Abstract: Research on human-AI collaboration often prioritizes objective performance. However, understanding human subjective preferences is essential to improving human-AI complementarity and human experiences. We investigate human preferences for controllability in a shared workspace task with AI partners using Behavior Shaping (BS), a reinforcement learning algorithm that allows humans explicit control over AI behavior. In one experiment, we validate the robustness of BS in producing effective AI policies relative to self-play policies, when controls are hidden. In another experiment, we enable human control, showing that participants perceive AI partners as more effective and enjoyable when they can directly dictate AI behavior. Our findings highlight the need to design AI that prioritizes both task performance and subjective human preferences. By aligning AI behavior with human preferences, we demonstrate how human-AI complementarity can extend beyond objective outcomes to include subjective preferences.
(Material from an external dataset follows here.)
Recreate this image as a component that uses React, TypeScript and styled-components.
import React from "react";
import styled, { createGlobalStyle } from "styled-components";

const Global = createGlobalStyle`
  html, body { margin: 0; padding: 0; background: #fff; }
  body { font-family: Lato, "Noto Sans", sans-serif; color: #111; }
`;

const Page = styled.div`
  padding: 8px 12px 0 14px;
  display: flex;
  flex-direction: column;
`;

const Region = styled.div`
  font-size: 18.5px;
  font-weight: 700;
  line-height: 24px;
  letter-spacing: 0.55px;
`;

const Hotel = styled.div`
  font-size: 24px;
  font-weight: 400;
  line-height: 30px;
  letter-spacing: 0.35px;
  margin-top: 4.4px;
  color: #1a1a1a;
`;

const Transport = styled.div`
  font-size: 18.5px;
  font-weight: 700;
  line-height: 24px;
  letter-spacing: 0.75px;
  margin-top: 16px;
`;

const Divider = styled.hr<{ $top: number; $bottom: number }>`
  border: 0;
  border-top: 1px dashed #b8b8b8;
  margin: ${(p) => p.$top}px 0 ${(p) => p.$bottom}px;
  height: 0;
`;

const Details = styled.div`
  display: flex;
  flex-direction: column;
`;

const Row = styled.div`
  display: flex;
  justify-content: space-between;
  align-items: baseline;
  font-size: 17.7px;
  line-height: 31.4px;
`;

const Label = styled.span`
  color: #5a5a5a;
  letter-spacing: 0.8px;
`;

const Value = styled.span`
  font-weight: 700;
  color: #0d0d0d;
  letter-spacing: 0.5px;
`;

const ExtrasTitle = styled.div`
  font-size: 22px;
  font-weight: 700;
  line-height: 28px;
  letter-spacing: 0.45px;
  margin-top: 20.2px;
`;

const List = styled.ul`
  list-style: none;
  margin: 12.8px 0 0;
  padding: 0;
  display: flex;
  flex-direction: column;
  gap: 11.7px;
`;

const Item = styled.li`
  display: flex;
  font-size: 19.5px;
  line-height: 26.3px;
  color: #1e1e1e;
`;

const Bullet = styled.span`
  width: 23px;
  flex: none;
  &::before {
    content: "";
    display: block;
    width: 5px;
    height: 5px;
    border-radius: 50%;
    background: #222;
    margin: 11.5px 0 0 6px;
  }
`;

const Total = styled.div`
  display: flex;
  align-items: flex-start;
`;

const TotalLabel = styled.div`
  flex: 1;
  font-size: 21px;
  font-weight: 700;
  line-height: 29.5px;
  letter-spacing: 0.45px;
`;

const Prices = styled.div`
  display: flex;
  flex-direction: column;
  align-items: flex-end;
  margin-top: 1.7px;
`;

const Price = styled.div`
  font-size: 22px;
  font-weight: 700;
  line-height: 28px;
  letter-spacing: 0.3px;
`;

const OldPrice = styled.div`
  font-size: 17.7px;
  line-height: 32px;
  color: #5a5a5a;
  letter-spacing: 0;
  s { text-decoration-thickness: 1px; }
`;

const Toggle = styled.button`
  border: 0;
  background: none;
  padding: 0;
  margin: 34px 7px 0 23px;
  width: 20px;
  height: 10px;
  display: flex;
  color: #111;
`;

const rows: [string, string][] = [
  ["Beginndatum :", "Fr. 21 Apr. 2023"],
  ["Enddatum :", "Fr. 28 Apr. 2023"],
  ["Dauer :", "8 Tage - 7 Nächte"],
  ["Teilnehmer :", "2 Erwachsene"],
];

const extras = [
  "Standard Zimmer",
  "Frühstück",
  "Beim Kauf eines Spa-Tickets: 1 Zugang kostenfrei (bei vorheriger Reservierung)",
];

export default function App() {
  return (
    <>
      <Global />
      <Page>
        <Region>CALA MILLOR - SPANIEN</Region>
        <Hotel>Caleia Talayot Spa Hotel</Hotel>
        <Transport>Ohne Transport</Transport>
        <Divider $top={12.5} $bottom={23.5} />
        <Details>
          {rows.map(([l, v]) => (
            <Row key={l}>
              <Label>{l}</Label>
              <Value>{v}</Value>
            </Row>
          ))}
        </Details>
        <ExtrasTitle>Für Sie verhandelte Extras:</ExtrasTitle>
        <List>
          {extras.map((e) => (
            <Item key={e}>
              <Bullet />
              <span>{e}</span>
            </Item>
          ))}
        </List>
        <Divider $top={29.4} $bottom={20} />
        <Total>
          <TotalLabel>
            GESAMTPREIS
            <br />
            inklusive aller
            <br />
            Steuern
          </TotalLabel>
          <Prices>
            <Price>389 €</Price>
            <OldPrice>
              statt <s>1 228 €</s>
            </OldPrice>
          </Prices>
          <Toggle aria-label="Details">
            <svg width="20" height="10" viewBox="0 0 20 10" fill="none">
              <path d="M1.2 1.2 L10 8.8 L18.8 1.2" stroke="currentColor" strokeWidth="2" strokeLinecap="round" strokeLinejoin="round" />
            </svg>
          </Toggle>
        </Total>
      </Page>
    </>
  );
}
• The paper presents Behavior Shaping (BS), a reinforcement learning paradigm that integrates human-conditioned control to improve both task performance and subjective satisfaction.
• Experiments in Overcooked-AI environments show BS outperforms traditional self-play methods in both joint scores and partner preference metrics.
• The study emphasizes that explicit user control of AI behavior enhances predictability and enjoyment, driving a paradigm shift in human-AI teaming evaluation.
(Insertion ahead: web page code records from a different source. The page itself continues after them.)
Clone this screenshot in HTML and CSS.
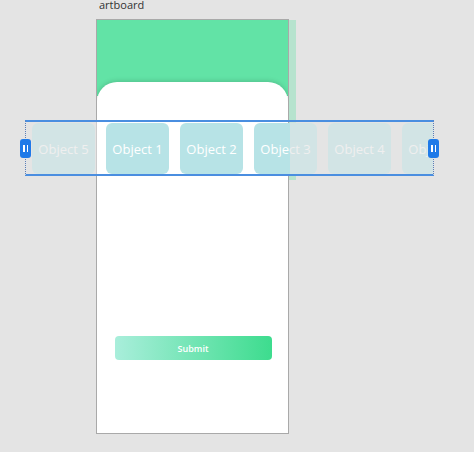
FILE: index.html
```html
<!DOCTYPE html>
<html lang="en">
<head>
    <meta charset="UTF-8">
    <title>Carousel editor</title>
    <link rel="stylesheet" href="styles.css">
</head>
<body>
    <div class="canvas">
        <div class="artboard-label">artboard</div>

        <div class="artboard">
            <div class="artboard-header"></div>
            <div class="artboard-card">
                <button class="submit-btn">Submit</button>
            </div>
        </div>
        <div class="overflow-strip"></div>

        <!-- selected carousel, spills past the artboard edges -->
        <div class="carousel">
            <div class="carousel-track">
                <div class="carousel-item">Object 5</div>
                <div class="carousel-item">Object 1</div>
                <div class="carousel-item">Object 2</div>
                <div class="carousel-item">Object 3</div>
                <div class="carousel-item">Object 4</div>
                <div class="carousel-item">Object 5</div>
            </div>
            <div class="fade fade-left"></div>
            <div class="fade fade-right"></div>
        </div>
        <div class="handle handle-left"><span></span><span></span></div>
        <div class="handle handle-right"><span></span><span></span></div>
    </div>
</body>
</html>
```

FILE: styles.css
```css
:root {
    --canvas-bg: #e4e4e4;
    --green: #62e3a6;
    --item-bg: #b7e3e6;
    --select-blue: #4a8ee0;
    --handle-blue: #1f7ae8;
}

body {
    margin: 0;
    background-color: var(--canvas-bg);
    font-family: 'Open Sans', 'Noto Sans', Arial, sans-serif;
    overflow: hidden;
}

.canvas {
    position: relative;
    width: 474px;
    height: 452px;
}

.artboard-label {
    position: absolute;
    left: 99px;
    top: -3px;
    font-size: 11px;
    color: #333;
}

.artboard {
    position: absolute;
    left: 96px;
    top: 19px;
    width: 191px;
    height: 413px;
    border: 1px solid #a9a9a9;
    background-color: white;
    overflow: hidden;
    display: flex;
    flex-direction: column;
}

.artboard-header {
    height: 76px;
    margin-bottom: -14px;
    background-color: var(--green);
    flex-shrink: 0;
}

.artboard-card {
    flex: 1;
    background-color: white;
    border-radius: 20px 20px 0 0;
    box-shadow: 0 -1px 5px rgba(0, 0, 0, 0.16);
    display: flex;
    flex-direction: column;
    align-items: center;
    padding-top: 254px;
    position: relative;
}

.submit-btn {
    width: 157px;
    height: 24px;
    margin-left: 1px;
    border: none;
    border-radius: 4px;
    background: linear-gradient(to right, #a9eedb, #3ddc8e);
    color: white;
    font-family: inherit;
    font-size: 9px;
    font-weight: 600;
}

.overflow-strip {
    position: absolute;
    left: 289px;
    top: 20px;
    width: 7px;
    height: 160px;
    background-color: rgba(98, 227, 166, 0.35);
}

.carousel {
    position: absolute;
    left: 25px;
    top: 120px;
    width: 407px;
    height: 52px;
    border-top: 2px solid var(--select-blue);
    border-bottom: 2px solid var(--select-blue);
    border-left: 1px dotted #5b7fb8;
    border-right: 1px dotted #5b7fb8;
    overflow: hidden;
}

.carousel-track {
    display: flex;
    gap: 11px;
    padding-left: 6px;
    padding-top: 1px;
}

.carousel-item {
    flex-shrink: 0;
    width: 63px;
    height: 51px;
    border-radius: 6px;
    background-color: var(--item-bg);
    color: white;
    font-size: 13px;
    display: flex;
    align-items: center;
    justify-content: center;
}

/* parts outside the artboard are dimmed */
.fade {
    position: absolute;
    top: 0;
    bottom: 0;
    background-color: rgba(228, 228, 228, 0.6);
}

.fade-left {
    left: 0;
    width: 71px;
}

.fade-right {
    left: 264px;
    right: 0;
}

.handle {
    position: absolute;
    top: 139px;
    width: 11px;
    height: 19px;
    border-radius: 3px;
    background-color: var(--handle-blue);
    display: flex;
    justify-content: center;
    align-items: center;
    gap: 2px;
}

.handle span {
    width: 1.5px;
    height: 7px;
    background-color: white;
}

.handle-left {
    left: 20px;
}

.handle-right {
    left: 428px;
}
```
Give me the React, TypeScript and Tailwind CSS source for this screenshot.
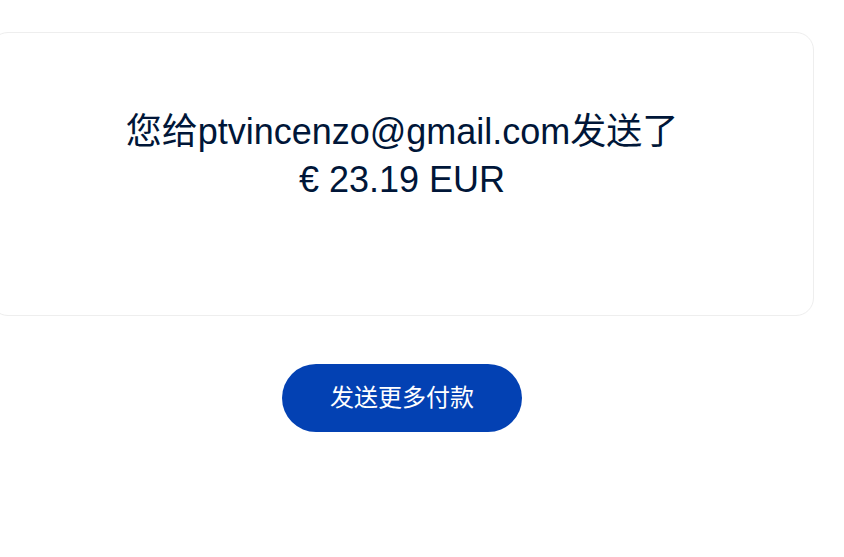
export default function App() {
  return (
    <div
      className="min-h-[557px] w-[844px] overflow-hidden bg-white"
      style={{ fontFamily: '"Liberation Sans", Arial, "Noto Sans CJK SC", sans-serif' }}
    >
      <div className="ml-[-10px] w-[824px] pt-8">
        <div className="rounded-[18px] border border-[#eeeeee] bg-white pt-[75px] pb-[111px] text-center text-[36px] leading-[48px] text-[#001638]">
          <p>您给ptvincenzo@gmail.com发送了</p>
          <p>€ 23.19 EUR</p>
        </div>
        <div className="mt-[48px] flex justify-center">
          <button className="h-[68px] w-[240px] rounded-full bg-[#0341b3] text-[24px] text-white">
            发送更多付款
          </button>
        </div>
      </div>
    </div>
  );
}
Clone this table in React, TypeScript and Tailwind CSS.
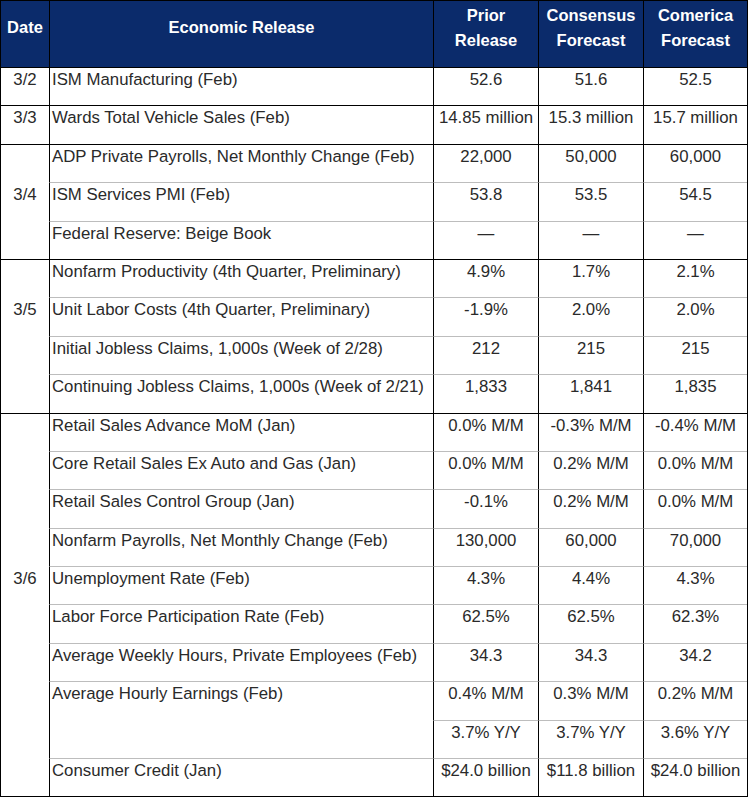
import React from "react";

type Row = { name: string; v: [string, string, string]; noTopRelease?: boolean };
type Group = { date: string; k: number; rows: Row[] };

const groups: Group[] = [
  { date: "3/2", k: 0, rows: [{ name: "ISM Manufacturing (Feb)", v: ["52.6", "51.6", "52.5"] }] },
  { date: "3/3", k: 0, rows: [{ name: "Wards Total Vehicle Sales (Feb)", v: ["14.85 million", "15.3 million", "15.7 million"] }] },
  {
    date: "3/4",
    k: 1,
    rows: [
      { name: "ADP Private Payrolls, Net Monthly Change (Feb)", v: ["22,000", "50,000", "60,000"] },
      { name: "ISM Services PMI (Feb)", v: ["53.8", "53.5", "54.5"] },
      { name: "Federal Reserve: Beige Book", v: ["—", "—", "—"] },
    ],
  },
  {
    date: "3/5",
    k: 1,
    rows: [
      { name: "Nonfarm Productivity (4th Quarter, Preliminary)", v: ["4.9%", "1.7%", "2.1%"] },
      { name: "Unit Labor Costs (4th Quarter, Preliminary)", v: ["-1.9%", "2.0%", "2.0%"] },
      { name: "Initial Jobless Claims, 1,000s (Week of 2/28)", v: ["212", "215", "215"] },
      { name: "Continuing Jobless Claims, 1,000s (Week of 2/21)", v: ["1,833", "1,841", "1,835"] },
    ],
  },
  {
    date: "3/6",
    k: 4,
    rows: [
      { name: "Retail Sales Advance MoM (Jan)", v: ["0.0% M/M", "-0.3% M/M", "-0.4% M/M"] },
      { name: "Core Retail Sales Ex Auto and Gas (Jan)", v: ["0.0% M/M", "0.2% M/M", "0.0% M/M"] },
      { name: "Retail Sales Control Group (Jan)", v: ["-0.1%", "0.2% M/M", "0.0% M/M"] },
      { name: "Nonfarm Payrolls, Net Monthly Change (Feb)", v: ["130,000", "60,000", "70,000"] },
      { name: "Unemployment Rate (Feb)", v: ["4.3%", "4.4%", "4.3%"] },
      { name: "Labor Force Participation Rate (Feb)", v: ["62.5%", "62.5%", "62.3%"] },
      { name: "Average Weekly Hours, Private Employees (Feb)", v: ["34.3", "34.3", "34.2"] },
      { name: "Average Hourly Earnings (Feb)", v: ["0.4% M/M", "0.3% M/M", "0.2% M/M"] },
      { name: "", v: ["3.7% Y/Y", "3.7% Y/Y", "3.6% Y/Y"], noTopRelease: true },
      { name: "Consumer Credit (Jan)", v: ["$24.0 billion", "$11.8 billion", "$24.0 billion"] },
    ],
  },
];

const numW = ["w-[105px]", "w-[105px]", "w-[104px]"];

export default function App() {
  return (
    <div className="bg-white w-[749px] h-[797px] font-['Liberation_Sans',Arial,sans-serif]">
      <div className="w-[748px] border-r border-b border-black">
        {/* Header */}
        <div className="flex h-[67px] bg-[#0b2b6b] text-white font-bold text-[16.5px] leading-[25px] border-t border-black">
          <div className="w-[49px] border-l border-black flex items-center justify-center pb-[13px]">Date</div>
          <div className="w-[384px] border-l border-black flex items-center justify-center pb-[13px]">Economic Release</div>
          <div className="w-[105px] border-l border-black flex items-center justify-center text-center pb-[13px]">
            Prior
            <br />
            Release
          </div>
          <div className="w-[105px] border-l border-black flex items-center justify-center text-center pb-[13px]">
            Consensus
            <br />
            Forecast
          </div>
          <div className="w-[104px] border-l border-black flex items-center justify-center text-center pb-[13px]">
            Comerica
            <br />
            Forecast
          </div>
        </div>
        {/* Body */}
        <div className="text-[16.8px] leading-[20px] text-[#2a2a2a]">
          {groups.map((g) => (
            <div key={g.date} className="flex border-t border-black">
              <div className="w-[49px] border-l border-black flex flex-col">
                {g.rows.map((_, i) => (
                  <div
                    key={i}
                    className={`${i === 0 ? "h-[37.4px]" : "h-[38.4px]"} ${i === 0 ? "pt-[2px]" : "pt-[3px]"} text-center`}
                  >
                    {i === g.k ? g.date : ""}
                  </div>
                ))}
              </div>
              <div className="flex flex-col">
                {g.rows.map((r, i) => (
                  <div key={i} className={`flex ${i === 0 ? "h-[37.4px]" : "h-[38.4px]"}`}>
                    <div
                      className={`w-[384px] border-l border-black pl-[2px] whitespace-nowrap ${
                        i === 0 ? "pt-[2px]" : r.noTopRelease ? "pt-[3px]" : "border-t border-t-[#bdbdbd] pt-[2px]"
                      }`}
                    >
                      {r.name}
                    </div>
                    {r.v.map((v, j) => (
                      <div
                        key={j}
                        className={`${numW[j]} border-l border-black text-center whitespace-nowrap ${
                          i === 0 ? "pt-[2px]" : "border-t border-t-[#bdbdbd] pt-[2px]"
                        }`}
                      >
                        {v}
                      </div>
                    ))}
                  </div>
                ))}
              </div>
            </div>
          ))}
        </div>
      </div>
    </div>
  );
}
Controllable Complementarity in Human-AI Collaboration: Expanding the Notion of Team Performance

Introduction

The study "Controllable Complementarity: Subjective Preferences in Human-AI Collaboration" investigates the premise that human-AI teaming should optimize not only for objective team performance but also for subjective human experience. The authors argue that conventional human-AI teaming (HAT) frameworks, with their emphasis on performance metrics, inadequately capture what humans value in AI partners, particularly the aspects of controllability and subjective satisfaction. This work introduces Behavior Shaping (BS), a reinforcement learning (RL) paradigm enabling explicit human-conditioned control over AI policy behavior, as a solution to bridge this gap.
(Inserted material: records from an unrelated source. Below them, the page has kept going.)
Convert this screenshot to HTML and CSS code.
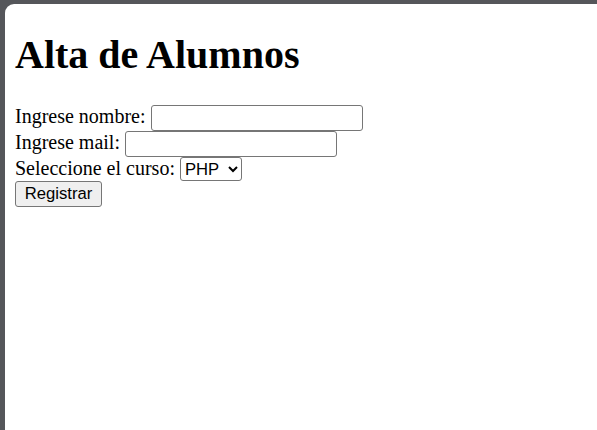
FILE: index.html
```html
<!DOCTYPE html>
<html lang="es">
<head>
<meta charset="utf-8">
<title>Alta de Alumnos</title>
<link rel="stylesheet" href="styles.css">
</head>
<body>
<div class="page">
  <h1 class="title">Alta de Alumnos</h1>
  <form class="form">
    <div class="row">Ingrese nombre: <input class="field field-name" type="text"></div>
    <div class="row">Ingrese mail: <input class="field field-mail" type="text"></div>
    <div class="row">Seleccione el curso: <select class="choice"><option>PHP</option><option>Java</option><option>Python</option></select></div>
    <div class="row"><button class="btn" type="button">Registrar</button></div>
  </form>
</div>
</body>
</html>
```

FILE: styles.css
```css
html, body {
  margin: 0;
  height: 100%;
}
body {
  background: #55565a;
  overflow: hidden;
}
.page {
  display: flow-root;
  box-sizing: border-box;
  margin: 4px 0 0 5px;
  height: calc(100% - 4px);
  padding: 0 10px;
  background: #ffffff;
  border-top-left-radius: 9px;
  font-family: "Liberation Serif", "Times New Roman", serif;
  font-size: 20px;
  color: #000;
}
.title {
  font-size: 40px;
  font-weight: bold;
  margin: 26.8px 0;
}
.form {
  margin: 0;
}
.row {
  line-height: 23px;
}
.field {
  box-sizing: border-box;
  height: 26px;
  padding: 1px 3px;
  border: 1px solid #767676;
  border-radius: 3px;
  font-family: "Liberation Sans", Arial, sans-serif;
  font-size: 16.67px;
  vertical-align: baseline;
  background: #fff;
}
.field-name { width: 212px; }
.field-mail { width: 212px; }
.choice {
  box-sizing: border-box;
  height: 24px;
  width: 62px;
  font-family: "Liberation Sans", Arial, sans-serif;
  font-size: 16.67px;
  border: 1px solid #767676;
  border-radius: 3px;
  background: #fff;
  color: #000;
}
.btn {
  box-sizing: border-box;
  height: 26px;
  width: 87px;
  padding: 1px 7px;
  font-family: "Liberation Sans", Arial, sans-serif;
  font-size: 16.67px;
  border: 1px solid #767676;
  border-radius: 3px;
  background: #efefef;
  color: #000;
}
```
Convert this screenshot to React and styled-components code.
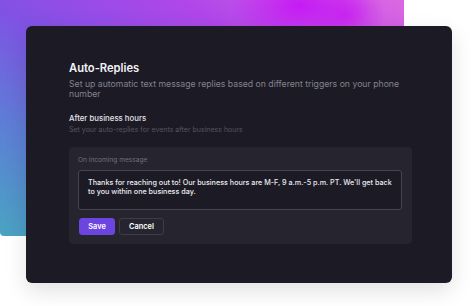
import React from "react";
import styled, { createGlobalStyle } from "styled-components";

const Global = createGlobalStyle`
  html, body { margin: 0; padding: 0; background: #ffffff; }
  body { font-family: Inter, "Noto Sans", "Liberation Sans", sans-serif; -webkit-font-smoothing: antialiased; }
  * { box-sizing: border-box; }
`;

const Stage = styled.div`
  display: grid;
  width: 474px;
  height: 306px;
  background: #ffffff;
  overflow: hidden;
`;

const Backdrop = styled.div`
  grid-area: 1 / 1;
  align-self: start;
  justify-self: start;
  width: 404px;
  height: 236px;
  border-radius: 0 0 6px 4px;
  background:
    radial-gradient(70px 40px at 300px 6px, rgba(198, 22, 246, 0.95), rgba(198, 22, 246, 0) 100%),
    radial-gradient(40px 30px at 345px 14px, rgba(200, 30, 240, 0.8), rgba(200, 30, 240, 0) 100%),
    linear-gradient(to bottom left, #dc68e2 0%, #b046ea 28%, #8052e4 52%, #5e7dd6 75%, #49a4c2 100%);
`;

const Card = styled.section`
  grid-area: 1 / 1;
  align-self: start;
  justify-self: start;
  margin: 26px 0 0 26px;
  width: 426px;
  height: 257px;
  background: #1c1b25;
  border-radius: 6px;
  box-shadow: 0 8px 22px rgba(0, 0, 0, 0.12);
  padding: 34px 40px 0 43px;
  display: flex;
  flex-direction: column;
`;

const Title = styled.h1`
  margin: 0;
  font-size: 11.2px;
  line-height: 16px;
  font-weight: 600;
  color: #f3f3f7;
`;

const Subtitle = styled.p`
  margin: 3px 0 0;
  font-size: 8.7px;
  line-height: 10px;
  color: #83828e;
  max-width: 340px;
`;

const SectionTitle = styled.h2`
  margin: 14px 0 0;
  font-size: 7.8px;
  line-height: 10px;
  font-weight: 500;
  color: #e4e4ea;
`;

const SectionDesc = styled.p`
  margin: 2px 0 0;
  font-size: 7px;
  line-height: 10px;
  color: #565561;
`;

const Panel = styled.div`
  margin-top: 12px;
  width: 343px;
  background: #25242f;
  border-radius: 4px;
  padding: 8px 10px 9px 9px;
  display: flex;
  flex-direction: column;
`;

const FieldLabel = styled.label`
  font-size: 6.6px;
  line-height: 10px;
  color: #73717e;
`;

const MessageBox = styled.div`
  margin-top: 5px;
  height: 40px;
  border: 1px solid #46454f;
  border-radius: 3px;
  background: #1c1b25;
  padding: 7px 5px 0 9px;
  font-size: 7.2px;
  line-height: 9px;
  font-weight: 500;
  color: #ececf1;
`;

const Actions = styled.div`
  margin-top: 8px;
  display: flex;
  gap: 4px;
  padding-left: 1px;
`;

const Button = styled.button`
  height: 17px;
  padding: 0 ${(p) => (p.$primary ? "8px" : "9px")};
  border-radius: 3px;
  font-family: inherit;
  font-size: 7.4px;
  font-weight: 600;
  color: #ffffff;
  background: ${(p) => (p.$primary ? "#6c44e0" : "transparent")};
  border: 1px solid ${(p) => (p.$primary ? "#6c44e0" : "#3d3c47")};
  min-width: ${(p) => (p.$primary ? "36px" : "45px")};
  cursor: pointer;
`;

export default function App() {
  return (
    <>
      <Global />
      <Stage>
        <Backdrop />
        <Card>
          <Title>Auto-Replies</Title>
          <Subtitle>
            Set up automatic text message replies based on different triggers on your phone number
          </Subtitle>
          <SectionTitle>After business hours</SectionTitle>
          <SectionDesc>Set your auto-replies for events after business hours</SectionDesc>
          <Panel>
            <FieldLabel>On incoming message</FieldLabel>
            <MessageBox>
              Thanks for reaching out to! Our business hours are M-F, 9 a.m.-5 p.m. PT. We'll get back to you within one business day.
            </MessageBox>
            <Actions>
              <Button $primary>Save</Button>
              <Button>Cancel</Button>
            </Actions>
          </Panel>
        </Card>
      </Stage>
    </>
  );
}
Methodological Framework: Behavior Shaping for Controllable AI Partners

BS extends the conventional Dec-POMDP formulation by conditioning the AI policy not only on environmental observations but also on a vector of interpretable behavioral reward weights, $\omega$, corresponding to auxiliary and human-meaningful reward functions $\Psi^i$. The BS training pipeline involves random sampling of these weights during RL training, producing a single conditional policy capable of expressing diverse, distinctly parameterized behaviors on demand.

This method contrasts with typical multi-agent RL (MARL) approaches such as Population-Play, Fictitious Co-Play, and Any-Play, which require training or maintaining diverse agent populations to achieve robust zero-shot coordination. BS achieves behavioral diversity and post hoc controllability with a single model, reducing system complexity and enabling real-time human manipulation of AI partner behavior.

Experimental Setup and Implementation

Experiments were conducted exclusively in the Overcooked-AI co-grid environment (reimplemented as CoGrid), comprising five canonical layouts requiring nuanced coordination (Figure 1). Each Overcooked agent (AI or human) assumes the role of a chef with full action sets; policy gradients are optimized using Proximal Policy Optimization (PPO).

Figure 1: Cramped Room, one of the canonical Overcooked-AI environments requiring tight spatial coordination.

For BS, the policy is jointly conditioned on observation and three interpretable weights: delivery-act reward, onion-in-pot reward, and plating reward. Weights $\omega$ are sampled i.i.d. from $N(0,1)$ per episode in training, then discretized during human studies as "Encourage" (+1), "Neutral" (0), "Discourage" (–1). Several hundred million steps of RL were used for both self-play (SP) and BS agent training, with hyperparameters fixed across conditions for comparability.

Experiment 1: BS Versus Self-Play for Zero-Shot Human-AI Coordination

Experiment 1 evaluates whether the BS training protocol produces objectively superior and more subjectively preferred agents than the standard SP baseline. In a within-subjects design, 59 participants played alternating rounds with SP and BS agents (with $\omega=0$ for fairness on human trials).

Results demonstrate that, across all but one Overcooked layout, human–BS teams achieve significantly higher joint scores than human–SP teams (p < 0.01 or p < 0.001 where marked as significant). Subjective partner preference measures exhibit a parallel trend: users overwhelmingly prefer BS over SP partners (Figure 2).

Figure 2: Average team score and human partner preference proportion by environment and AI partner type. Significant improvements for BS over SP in both quantitative and choice metrics.

The lone exception, Forced Coordination, illustrates an impactful limitation: when behavioral shaping does not modulate key task bottlenecks (i.e., one chef must perform nearly all actions, making partner diversity less meaningful), BS does not confer a tangible advantage.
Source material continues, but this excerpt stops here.